Quick response to new anti-gay persecution in Cameroon
Colin Stewart is a 45-year journalism veteran living in Southern…
By Erin Royal Brokovitch
The LGBTI community in Yaoundé responded quickly last week to the news that it has again become the target of persecution by law enforcement.
Starting immediately, Cameroonian activists began working to keep seven detainees out of Yaoundé’s central prison, a location that can be especially hazardous for LGBTI inmates.
The case began on Oct. 1, when seven people were arrested on homosexuality-related charges and detained near the prison at the Kondengui police station.
Police said that neighbors had alerted them about a house that was frequented by effeminate homosexuals. Police delayed the raid until a group of people had assembled there.
After a friend of one of the arrestees notified the advocacy group Humanity First Cameroon about the incident, the head of that group’s human rights section gave high priority to the case. Other Cameroonian LGBTI associations, international partners and lawyers also swung into action on behalf of the detainees.

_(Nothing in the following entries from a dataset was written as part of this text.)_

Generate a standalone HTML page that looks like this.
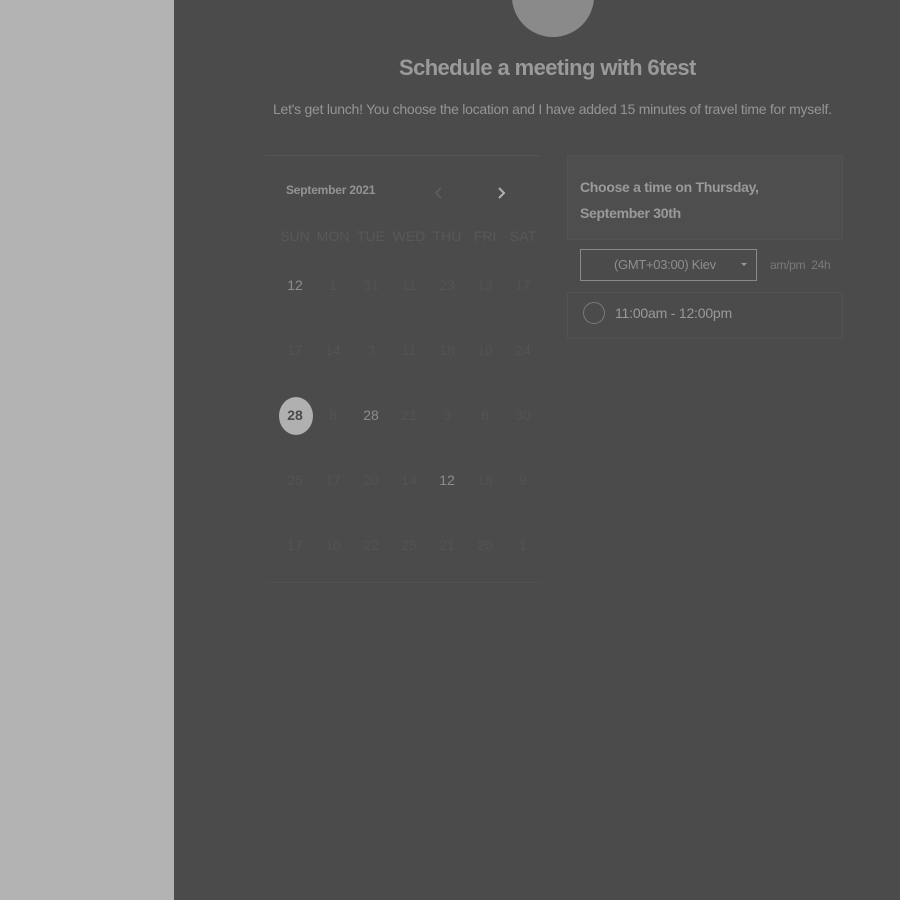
<!DOCTYPE html>
<html><head><meta charset="utf-8"><style>
body{margin:0;width:900px;height:900px;background:#4b4b4b;font-family:"Liberation Sans",sans-serif;position:relative;overflow:hidden}
.l{position:absolute;left:0;top:0;width:174px;height:900px;background:#b3b3b3}
.a{position:absolute;left:512px;top:-44px;width:82px;height:81px;border-radius:50%;background:#8a8a8a}
.ab{position:absolute;white-space:nowrap}
.n{position:absolute;width:38px;text-align:center;font-size:14px;color:#575757;transform:translate(-19px,-9px)}
.h{position:absolute;width:38px;text-align:center;font-size:14px;color:#585858;transform:translate(-19px,-9px)}
</style></head><body>
<div class="l"></div>
<div class="a"></div>
<div class="ab" style="left:399px;top:55px;font-size:22px;font-weight:bold;color:#9a9a9a;letter-spacing:-0.6px">Schedule a meeting with 6test</div>
<div class="ab" style="left:273px;top:101px;font-size:14px;color:#959595;letter-spacing:-0.25px">Let's get lunch! You choose the location and I have added 15 minutes of travel time for myself.</div>
<div class="ab" style="left:265px;top:155px;width:275px;height:1px;background:#555"></div>
<div class="ab" style="left:265px;top:582px;width:275px;height:1px;background:#505050"></div>
<div class="ab" style="left:286px;top:183px;font-size:12px;font-weight:bold;color:#939393;letter-spacing:-0.2px">September 2021</div>
<svg class="ab" style="left:434px;top:186px" width="10" height="14"><path d="M7 2L2 7L7 12" stroke="#5e5e5e" stroke-width="1.5" fill="none"/></svg>
<svg class="ab" style="left:497px;top:186px" width="10" height="14"><path d="M2 2L7 7L2 12" stroke="#b0b0b0" stroke-width="2" fill="none"/></svg>
<div class="ab" style="left:279px;top:397px;width:34px;height:38px;border-radius:50%;background:#b0b0b0"></div>
<div id="cal"></div>
<div class="ab" style="left:567px;top:155px;width:276px;height:85px;background:#4e4e4e;border:1px solid #525252;box-sizing:border-box"></div>
<div class="ab" style="left:580px;top:174px;font-size:14px;font-weight:bold;color:#9a9a9a;line-height:26px;letter-spacing:-0.3px">Choose a time on Thursday,<br>September 30th</div>
<div class="ab" style="left:580px;top:249px;width:177px;height:32px;border:1px solid #8a8a8a;box-sizing:border-box"></div>
<div class="ab" style="left:614px;top:257px;font-size:13px;color:#8e8e8e;letter-spacing:-0.3px">(GMT+03:00) Kiev</div>
<div class="ab" style="left:741px;top:263px;width:0;height:0;border-left:3px solid transparent;border-right:3px solid transparent;border-top:3px solid #999"></div>
<div class="ab" style="left:770px;top:258px;font-size:12px;color:#7a7a7a;letter-spacing:-0.3px">am/pm&nbsp; 24h</div>
<div class="ab" style="left:567px;top:292px;width:276px;height:47px;border:1px solid #525252;box-sizing:border-box"></div>
<div class="ab" style="left:583px;top:302px;width:20px;height:20px;border:1px solid #7a7a7a;border-radius:50%"></div>
<div class="ab" style="left:615px;top:305px;font-size:14px;color:#999;letter-spacing:-0.2px">11:00am - 12:00pm</div>
<script>
var xs=[295,333,371,409,447,485,523],ys=[286,351,416,481,546];
var d=[["12","1","31","11","23","13","17"],["17","14","3","11","18","10","24"],["28","8","28","21","3","6","30"],["25","17","20","14","12","18","9"],["17","10","22","25","21","20","1"]];
var hd=["SUN","MON","TUE","WED","THU","FRI","SAT"],s="";
hd.forEach(function(h,i){s+='<div class="h" style="left:'+xs[i]+'px;top:237px">'+h+'</div>'});
d.forEach(function(r,j){r.forEach(function(v,i){var c="#535353";
if((j==0&&i==0)||(j==2&&i==2)||(j==3&&i==4))c="#8c8c8c";
var st="";if(j==2&&i==0){c="#4a4a4a";st="font-weight:bold;"}
s+='<div class="n" style="left:'+xs[i]+'px;top:'+ys[j]+'px;color:'+c+';'+st+'">'+v+'</div>'})});
document.getElementById("cal").innerHTML=s;
</script>
</body></html>
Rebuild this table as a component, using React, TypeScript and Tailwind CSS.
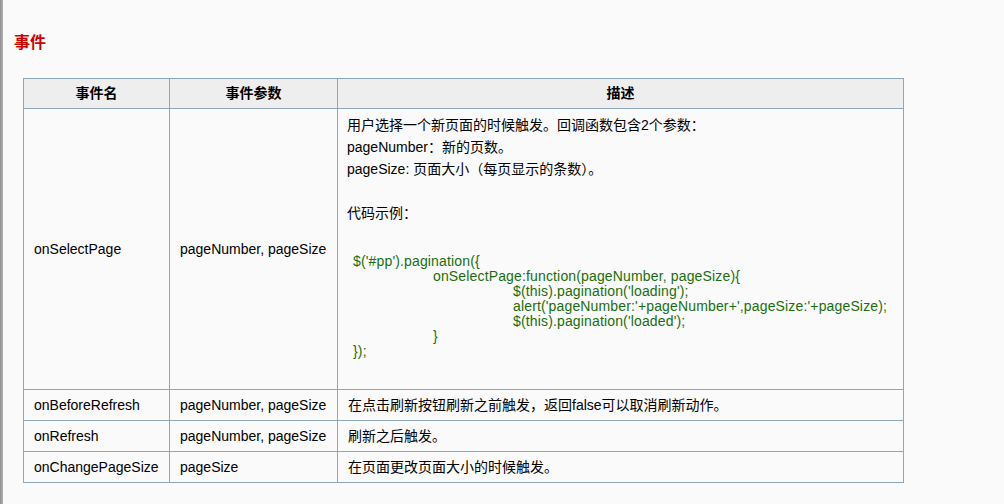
const FONT = "font-['Liberation_Sans','Noto_Sans_CJK_SC',sans-serif]";

const rows = [
  { name: "onBeforeRefresh", params: "pageNumber, pageSize", desc: "在点击刷新按钮刷新之前触发，返回false可以取消刷新动作。" },
  { name: "onRefresh", params: "pageNumber, pageSize", desc: "刷新之后触发。" },
  { name: "onChangePageSize", params: "pageSize", desc: "在页面更改页面大小的时候触发。" },
];

const td = "border border-[#8ba7b8] px-[10px] align-middle";

const code = [
  { indent: "", text: "$('#pp').pagination({" },
  { indent: "pl-[80px]", text: "onSelectPage:function(pageNumber, pageSize){" },
  { indent: "pl-[160px]", text: "$(this).pagination('loading');" },
  { indent: "pl-[160px]", text: "alert('pageNumber:'+pageNumber+',pageSize:'+pageSize);" },
  { indent: "pl-[160px]", text: "$(this).pagination('loaded');" },
  { indent: "pl-[80px]", text: "}" },
  { indent: "", text: "});" },
];

function CodeSample() {
  return (
    <div className="mt-[30px] text-[14px] leading-[15px] text-[#1a6e0c] pl-[6px] tracking-[0.15px]">
      {code.map((l, i) => (
        <div key={i} className={l.indent}>
          {l.text}
        </div>
      ))}
    </div>
  );
}

export default function App() {
  return (
    <div className={`flex h-[504px] w-[1004px] bg-[#fafafa] text-black ${FONT}`}>
      <div className="w-[3px] shrink-0 bg-gradient-to-r from-[#8e8e8e] to-[#b4b4b4]" />
      <div className="flex-1 pl-[11px] pt-[33px]">
        <h2 className="text-[16px] font-bold leading-[20px] text-[#d00000]">事件</h2>
        <table className="mt-[25px] ml-[9px] w-[881px] border-collapse text-[14px]">
          <thead>
            <tr className="bg-[#eeeeee]">
              <th className="border border-[#8ba7b8] h-[30px] w-[146px] font-bold text-center">事件名</th>
              <th className="border border-[#8ba7b8] h-[30px] w-[168px] font-bold text-center">事件参数</th>
              <th className="border border-[#8ba7b8] h-[30px] font-bold text-center">描述</th>
            </tr>
          </thead>
          <tbody>
            <tr>
              <td className={td}>onSelectPage</td>
              <td className={td}>pageNumber, pageSize</td>
              <td className="border border-[#8ba7b8] px-[9px] pt-[5px] pb-[30px] align-top">
                <div className="leading-[22px]">
                  <div>用户选择一个新页面的时候触发。回调函数包含2个参数：</div>
                  <div>pageNumber：新的页数。</div>
                  <div>pageSize: 页面大小（每页显示的条数）。</div>
                  <div>&nbsp;</div>
                  <div>代码示例：</div>
                </div>
                <CodeSample />
              </td>
            </tr>
            {rows.map((r) => (
              <tr key={r.name}>
                <td className={`${td} h-[31px]`}>{r.name}</td>
                <td className={td}>{r.params}</td>
                <td className={`${td} px-[9px]`}>{r.desc}</td>
              </tr>
            ))}
          </tbody>
        </table>
      </div>
    </div>
  );
}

All the accused are charged with prostitution and homosexuality, but not everyone was apprehended in the same way.
Only six of the seven, including one person known in the community under the name Naomi, were arrested during the raid on their friend’s home.
The seventh, known as Dolores, was arrested later. After receiving a call from Naomi, Dolores rushed to the police station to bring food to his friend. But instead of simply being allowed to deliver the food, Dolores also was arrested. Police explained the arrest by saying that Dolores appeared to be gay because he was wearing women’s clothes.
(Although same-sex intimacy is punishable by up to five years in prison, neither cross-dressing nor homosexuality is illegal under Cameroonian law.)
Attorney Saskia Ditisheim, president of Lawyers Without Borders Switzerland, said. “This is a witch hunt that must be stopped.” She added:
“The police did not hesitate to commit an offense by making detailed preparations for violating the private home of a suspect.
“In January 2013, alongside attorneys Alice Nkom and Michel Toguè, we won the acquittal of two of the seven people arrested. [Naomi and Dolores were released from prison following that acquittal.] This latest arrest is intolerable. We call for their immediate release.”
In their eagerness to arrest homosexuals, Cameroonian police committed three procedural errors: the home invasion (in a country where the constitution declares the home to be inviolable); arrests on the basis of homosexuality, which is not illegal under Cameroonian law; and detention of the arrestees for longer than the 48 hours allowed in the Cameroonian code of criminal procedure.
In time, it became clear that homophobia, rather than Cameroonian law, was the basis for the seven arrests.
When activists visited the Kondengui police station on Oct. 2 and asked to see Dolores, police asked whether they thought Dolores was a woman or a man.
Police also asked whether the activists agreed with how Dolores was attired. They became upset when they were asked whether Dolores had been arrested for wearing the wrong clothes.
Police laughed mockingly whenever Dolores came in sight. They said to each other,
“He’s homosexual! He’s a man!”
“The world is going all wrong, for sure.”
“They have to be prosecuted. This is intolerable.”
In Cameroon, despite the wording of the law, police and the courts continue to act as if homosexuality were illegal. In two examples from among many, Roger Mbede was sentenced to three years in prison for sending a love text to a male acquaintance, while Dolores and Naomi were previously sentenced to five years in prison by a judge who declared them to be gay because they drank Baileys liqueur (a verdict that was annulled in January 2013).
On Oct. 2, two associates of attorney Michel Togué were granted an appointment at 9 a.m. the next day to discuss the case with the police commander. But instead, in the early hours of the morning, the prisoners were taken to the Ekounou trial court in Yaoundé.
After extensive negotiations between the detainees’ advocates and prosecutors, the defendants were returned to the police station in the late afternoon. Since then, they have been held there pending further investigations.
One of the detainees was offered his release in exchange for 200,000 CFA francs (about US $400).
The return of the detainees to the police station allowed LGBTI community activists to breathe a brief sigh of relief. But they remained vigilant, preparing further advocacy on behalf of the arrestees, whom they said had not committed any crime, but merely existed as they were created without doing harm to anyone.
The author of this article is an LGBTI rights activist in Cameroon who writes under a pseudonym.